In July 2004, AMD added the budget CPU sector to their hit list, taking on Intel's Celeron line with the Socket A based Sempron 2800+ and Socket 754 based 3100+. Then in April 2005, AMD added to the Sempron line with the 3300+ socket 754 which was produced using a refined 90nm manufacturing process. Designed to take on the fastest Celeron processors available at the time, then clocked at 2.8GHz, the 2GHz Sempron 3300+ beat the Celeron hands down in the majority of tests. Now, less than four months later, AMD delivers their first budget 64-Bit processor in the form of the Sempron 3400+. With 256KB of L2 cache, 128KB of L1 cache and running at 2GHz, the Sempron 3400+ aims to stay on top of the budget CPU sector with its performance and features.

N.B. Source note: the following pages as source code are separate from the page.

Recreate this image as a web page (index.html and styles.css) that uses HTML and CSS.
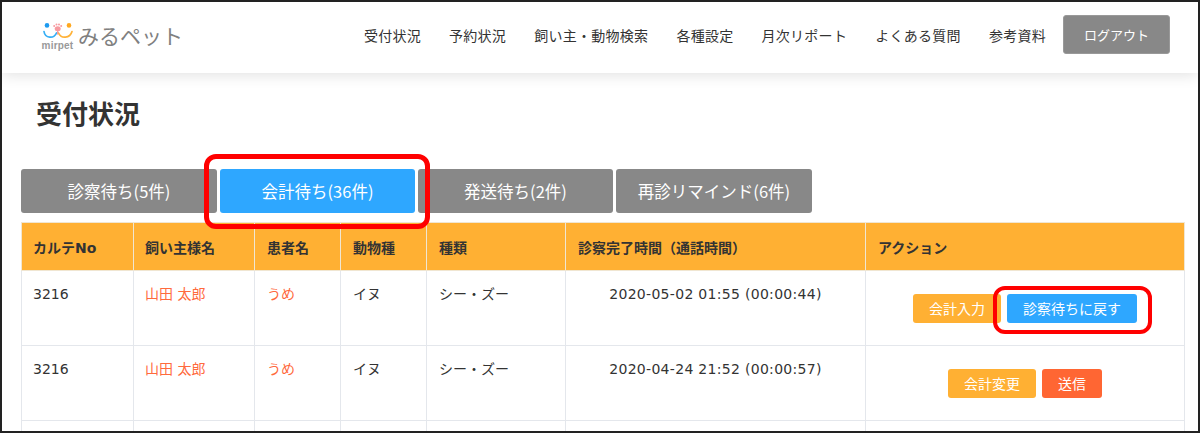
FILE: index.html
```html
<!DOCTYPE html>
<html lang="ja">
<head>
<meta charset="utf-8">
<title>受付状況</title>
<link rel="stylesheet" href="styles.css">
</head>
<body>
<div class="frame">
  <header class="header">
    <div class="logo">
      <div class="logo-mark">
        <svg class="logo-icon" width="30" height="16" viewBox="0 0 30 16" aria-hidden="true">
          <circle cx="4" cy="2.4" r="2.3" fill="#1e9bf0"/>
          <circle cx="26" cy="2.4" r="2.3" fill="#ffa81f"/>
          <path d="M1 8.5 C2 15.5 11 16 13.5 10" fill="none" stroke="#35aef5" stroke-width="1.7" stroke-linecap="round"/>
          <path d="M15.5 10 C18 16 27 15.5 29 8.5" fill="none" stroke="#ffb238" stroke-width="1.7" stroke-linecap="round"/>
          <ellipse cx="14.7" cy="5.8" rx="3" ry="2.5" fill="#f79aa0"/>
          <circle cx="11.2" cy="3" r="1" fill="#f79aa0"/>
          <circle cx="13.5" cy="1.5" r="1" fill="#f79aa0"/>
          <circle cx="16" cy="1.5" r="1" fill="#f79aa0"/>
          <circle cx="18.2" cy="3" r="1" fill="#f79aa0"/>
          <path d="M14.7 8 V11" stroke="#f79aa0" stroke-width="1.4" stroke-linecap="round"/>
        </svg>
        <span class="logo-en">mirpet</span>
      </div>
      <span class="logo-ja">みるペット</span>
    </div>
    <nav class="nav">
      <a class="nav-link">受付状況</a>
      <a class="nav-link">予約状況</a>
      <a class="nav-link">飼い主・動物検索</a>
      <a class="nav-link">各種設定</a>
      <a class="nav-link">月次リポート</a>
      <a class="nav-link">よくある質問</a>
      <a class="nav-link">参考資料</a>
      <button class="logout">ログアウト</button>
    </nav>
  </header>
  <main class="main">
    <h1 class="title">受付状況</h1>
    <div class="tabs">
      <div class="tab">診察待ち(5件)</div>
      <div class="tab tab-active">会計待ち(36件)</div>
      <div class="tab">発送待ち(2件)</div>
      <div class="tab">再診リマインド(6件)</div>
    </div>
    <table class="table">
      <colgroup>
        <col class="c1"><col class="c2"><col class="c3"><col class="c4"><col class="c5"><col class="c6"><col class="c7">
      </colgroup>
      <thead>
        <tr>
          <th>カルテNo</th><th>飼い主様名</th><th>患者名</th><th>動物種</th><th>種類</th><th>診察完了時間（通話時間）</th><th>アクション</th>
        </tr>
      </thead>
      <tbody>
        <tr class="row">
          <td>3216</td><td class="link">山田 太郎</td><td class="link">うめ</td><td>イヌ</td><td>シー・ズー</td>
          <td class="center">2020-05-02 01:55 (00:00:44)</td>
          <td class="actions"><div class="btns"><span class="btn orange">会計入力</span><span class="btn blue">診察待ちに戻す</span></div></td>
        </tr>
        <tr class="row">
          <td>3216</td><td class="link">山田 太郎</td><td class="link">うめ</td><td>イヌ</td><td>シー・ズー</td>
          <td class="center">2020-04-24 21:52 (00:00:57)</td>
          <td class="actions"><div class="btns"><span class="btn orange">会計変更</span><span class="btn coral">送信</span></div></td>
        </tr>
        <tr class="row">
          <td></td><td></td><td></td><td></td><td></td><td></td><td></td>
        </tr>
      </tbody>
    </table>
  </main>
  <div class="mark mark-tab"></div>
  <div class="mark mark-btn"></div>
</div>
</body>
</html>
```

FILE: styles.css
```css
* { box-sizing: border-box; }
html, body { margin: 0; padding: 0; background: #fff; }
body {
  font-family: "Noto Sans CJK JP", "Noto Sans", sans-serif;
  font-size: 14px;
  color: #333;
}
.frame {
  position: relative;
  width: 1200px;
  height: 433px;
  overflow: hidden;
  border: 2px solid #222;
}
.header {
  display: flex;
  align-items: center;
  justify-content: space-between;
  height: 71px;
  padding: 0 28px 6px 39px;
  background: #fff;
  box-shadow: 0 2px 14px rgba(0, 0, 0, .12);
  position: relative;
}
.logo { display: flex; align-items: center; gap: 4px; }
.logo-mark { display: flex; flex-direction: column; align-items: center; width: 33px; margin-top: 5px; }
.logo-icon { display: block; margin-bottom: 2px; }
.logo-en {
  font-family: "Liberation Sans", sans-serif;
  font-size: 10px;
  font-weight: 700;
  line-height: 10px;
  color: #999;
  letter-spacing: .2px;
}
.logo-ja { font-size: 21px; color: #808080; line-height: 30px; }
.nav { display: flex; align-items: center; }
.nav-link { margin-right: 28px; font-size: 14px; color: #333; white-space: nowrap; letter-spacing: .28px; }
.nav-link:nth-child(7) { margin-right: 17px; }
.logout {
  width: 107px;
  height: 39px;
  border: 1px solid #999;
  border-radius: 3px;
  background: #888;
  color: #fff;
  font: inherit;
  font-size: 13px;
}
.main { padding: 0 0 0 19px; }
.title {
  margin: 21px 0 0 15px;
  font-size: 26px;
  font-weight: 700;
  line-height: 38px;
  color: #333;
}
.tabs { display: flex; gap: 3px; margin-top: 37px; }
.tab {
  width: 195px;
  height: 44px;
  line-height: 44px;
  text-align: center;
  background: #888;
  color: #fff;
  border-radius: 3px;
  font-size: 16.5px;
}
.tab:first-child { width: 196px; }
.tab:last-child { width: 196px; }
.tab-active { background: #2ea7ff; }
.table {
  table-layout: fixed;
  border-collapse: collapse;
  width: 1163px;
  margin-top: 9px;
  background: #fff;
  font-family: "DejaVu Sans", "Noto Sans CJK JP", sans-serif;
}
.c1 { width: 112px; }
.c2 { width: 121px; }
.c3 { width: 86px; }
.c4 { width: 86px; }
.c5 { width: 139px; }
.c6 { width: 300px; }
.c7 { width: 319px; }
th, td { border: 1px solid #e4e7ec; padding: 0 12px; text-align: left; }
th:nth-child(-n+2), td:nth-child(-n+2) { padding-left: 11px; }
th {
  height: 48px;
  background: #ffb033;
  font-size: 14px;
  font-weight: 700;
  color: #333;
  border-color: #f0e6d2;
}
td { height: 75px; vertical-align: top; padding-top: 12px; line-height: 22px; color: #333; font-size: 14px; }
td.link { color: #ff6a3d; }
td.center { text-align: center; letter-spacing: .3px; }
td.actions { padding-top: 23px; font-family: "Noto Sans CJK JP", sans-serif; }
.btns { display: flex; justify-content: center; gap: 6px; }
.btn {
  height: 29px;
  padding: 0 16px;
  line-height: 28px;
  border-radius: 3px;
  color: #fff;
  font-size: 14px;
  white-space: nowrap;
}
.orange { background: #ffb033; }
.blue { background: #2ea7ff; }
.coral { background: #ff6633; }
.mark {
  position: absolute;
  border: 5px solid #f00;
  border-radius: 12px;
}
.mark-tab { left: 202px; top: 152px; width: 226px; height: 75px; }
.mark-btn { left: 991px; top: 284px; width: 159px; height: 48px; border-width: 4px; }
```
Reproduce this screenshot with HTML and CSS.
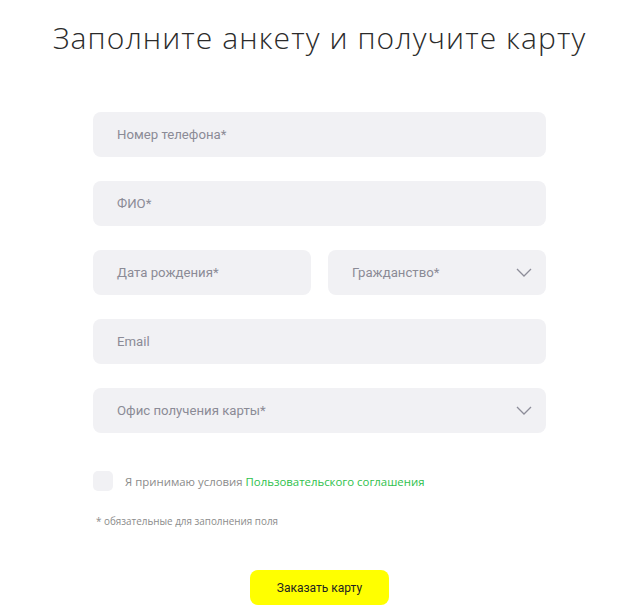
FILE: index.html
```html
<!DOCTYPE html>
<html lang="ru">
<head>
<meta charset="utf-8">
<link rel="stylesheet" href="styles.css">
</head>
<body>
<div class="page">
  <h1 class="title">Заполните анкету и получите карту</h1>
  <form class="form">
    <div class="field"><span class="ph">Номер телефона*</span></div>
    <div class="field"><span class="ph">ФИО*</span></div>
    <div class="row">
      <div class="field"><span class="ph">Дата рождения*</span></div>
      <div class="field select"><span class="ph">Гражданство*</span>
        <svg class="chev" width="16" height="9" viewBox="0 0 16 9"><path d="M1 1l7 7 7-7" fill="none" stroke="#8d8d99" stroke-width="1.3"/></svg>
      </div>
    </div>
    <div class="field"><span class="ph">Email</span></div>
    <div class="field select"><span class="ph">Офис получения карты*</span>
      <svg class="chev" width="16" height="9" viewBox="0 0 16 9"><path d="M1 1l7 7 7-7" fill="none" stroke="#8d8d99" stroke-width="1.3"/></svg>
    </div>
    <label class="agree"><span class="box"></span><span class="agree-text">Я принимаю условия <span class="link">Пользовательского соглашения</span></span></label>
    <p class="note">* обязательные для заполнения поля</p>
    <div class="btn-wrap"><span class="btn">Заказать карту</span></div>
  </form>
</div>
</body>
</html>
```
FILE: styles.css
```css
html, body { margin: 0; padding: 0; background: #fff; }
.page { padding-left: 5px; }
.title {
  margin: 20px 0 0;
  text-align: center;
  font-family: "Open Sans", sans-serif;
  font-weight: 300;
  font-size: 30px;
  line-height: 36px;
  color: #2b2b2b;
  letter-spacing: 1.1px;
}
.form {
  width: 453px;
  margin: 56px auto 0;
  display: flex;
  flex-direction: column;
  gap: 24px;
}
.row { display: flex; gap: 17px; }
.row .field { flex: 1; }
.field {
  height: 45px;
  background: #f1f1f4;
  border-radius: 8px;
  display: flex;
  align-items: center;
  justify-content: space-between;
  padding: 0 14px 0 24px;
  box-sizing: border-box;
}
.ph {
  font-family: Roboto, sans-serif;
  font-size: 13.2px;
  color: #8b8b96;
}
.chev { display: block; }
.agree {
  display: flex;
  align-items: center;
  gap: 12px;
  margin-top: 14px;
}
.box {
  width: 20px; height: 20px;
  border-radius: 5px;
  background: #f1f1f4;
}
.agree-text {
  font-family: "Open Sans", sans-serif;
  font-size: 11.4px;
  color: #8b8b8b;
}
.link { color: #2ec14b; }
.note {
  margin: -1px 0 0 3px;
  font-family: "Open Sans", sans-serif;
  font-size: 9.9px;
  color: #8b8b8b;
}
.btn-wrap { display: flex; justify-content: center; margin-top: 18px; padding-left: 0; }
.btn {
  width: 139px;
  height: 35px;
  border-radius: 8px;
  background: #ffff00;
  display: flex;
  align-items: center;
  justify-content: center;
  font-family: Roboto, sans-serif;
  font-size: 12px;
  color: #222;
}
```
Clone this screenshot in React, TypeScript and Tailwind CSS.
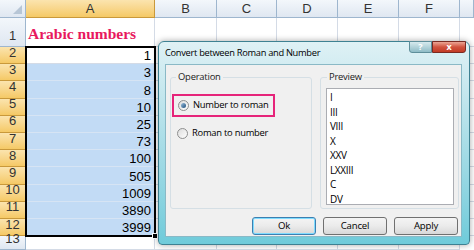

We should note that Intel technically beat AMD to the 64-Bit punch in the budget CPu segment, with the release of the 64-Bit Celeron D line on June 27th. However, as of the writing of this article, availability of the 64-Bit Celeron D's is limited, as several of the larger online retailers are not currently offering Intel's 64-Bit Celeron D. So, at this time no performance scores were included but we hope to update this in the not-to-distant future.
When we line up the Sempron product line side-by-side, the differences are easier to discern. The like the 3300+, the Sempron 3400+ is built on their 90nm manufacturing process. When AMD made the move the Sempron to their 90nm line, they not only introduced SSE3 instruction support to the Sempron line, but AMD also implemented changes to the memory controller as well. These enhancements improved both memory mapping and memory loading while adding support for mismatched DIMMs.
The major "physical" difference between the Sempron 3300+ and 3400+ is the 3400+'s 256KBof L2 cache compared to the Sempron 3300+'s 128KB L2 cache. Each processor shares the same 2GHz clock speed, 128KB L1 cache and memory bandwidth. The biggest "feature" difference is the added support for 64-Bit computing with the Sempron 3400+. The 64-Bit ready Semprons are identifiable by the last two characters in the OPN. If the processor OPN ends with "BO" or "BX", this designates the processor as a 90nm, 754 Pin x86-64 Sempron Processor. With Commercial PC's utilizing a 64-Bit Sempron processor, manufacturers will clearly mark the machines as having a Sempron with AMD64 Technology.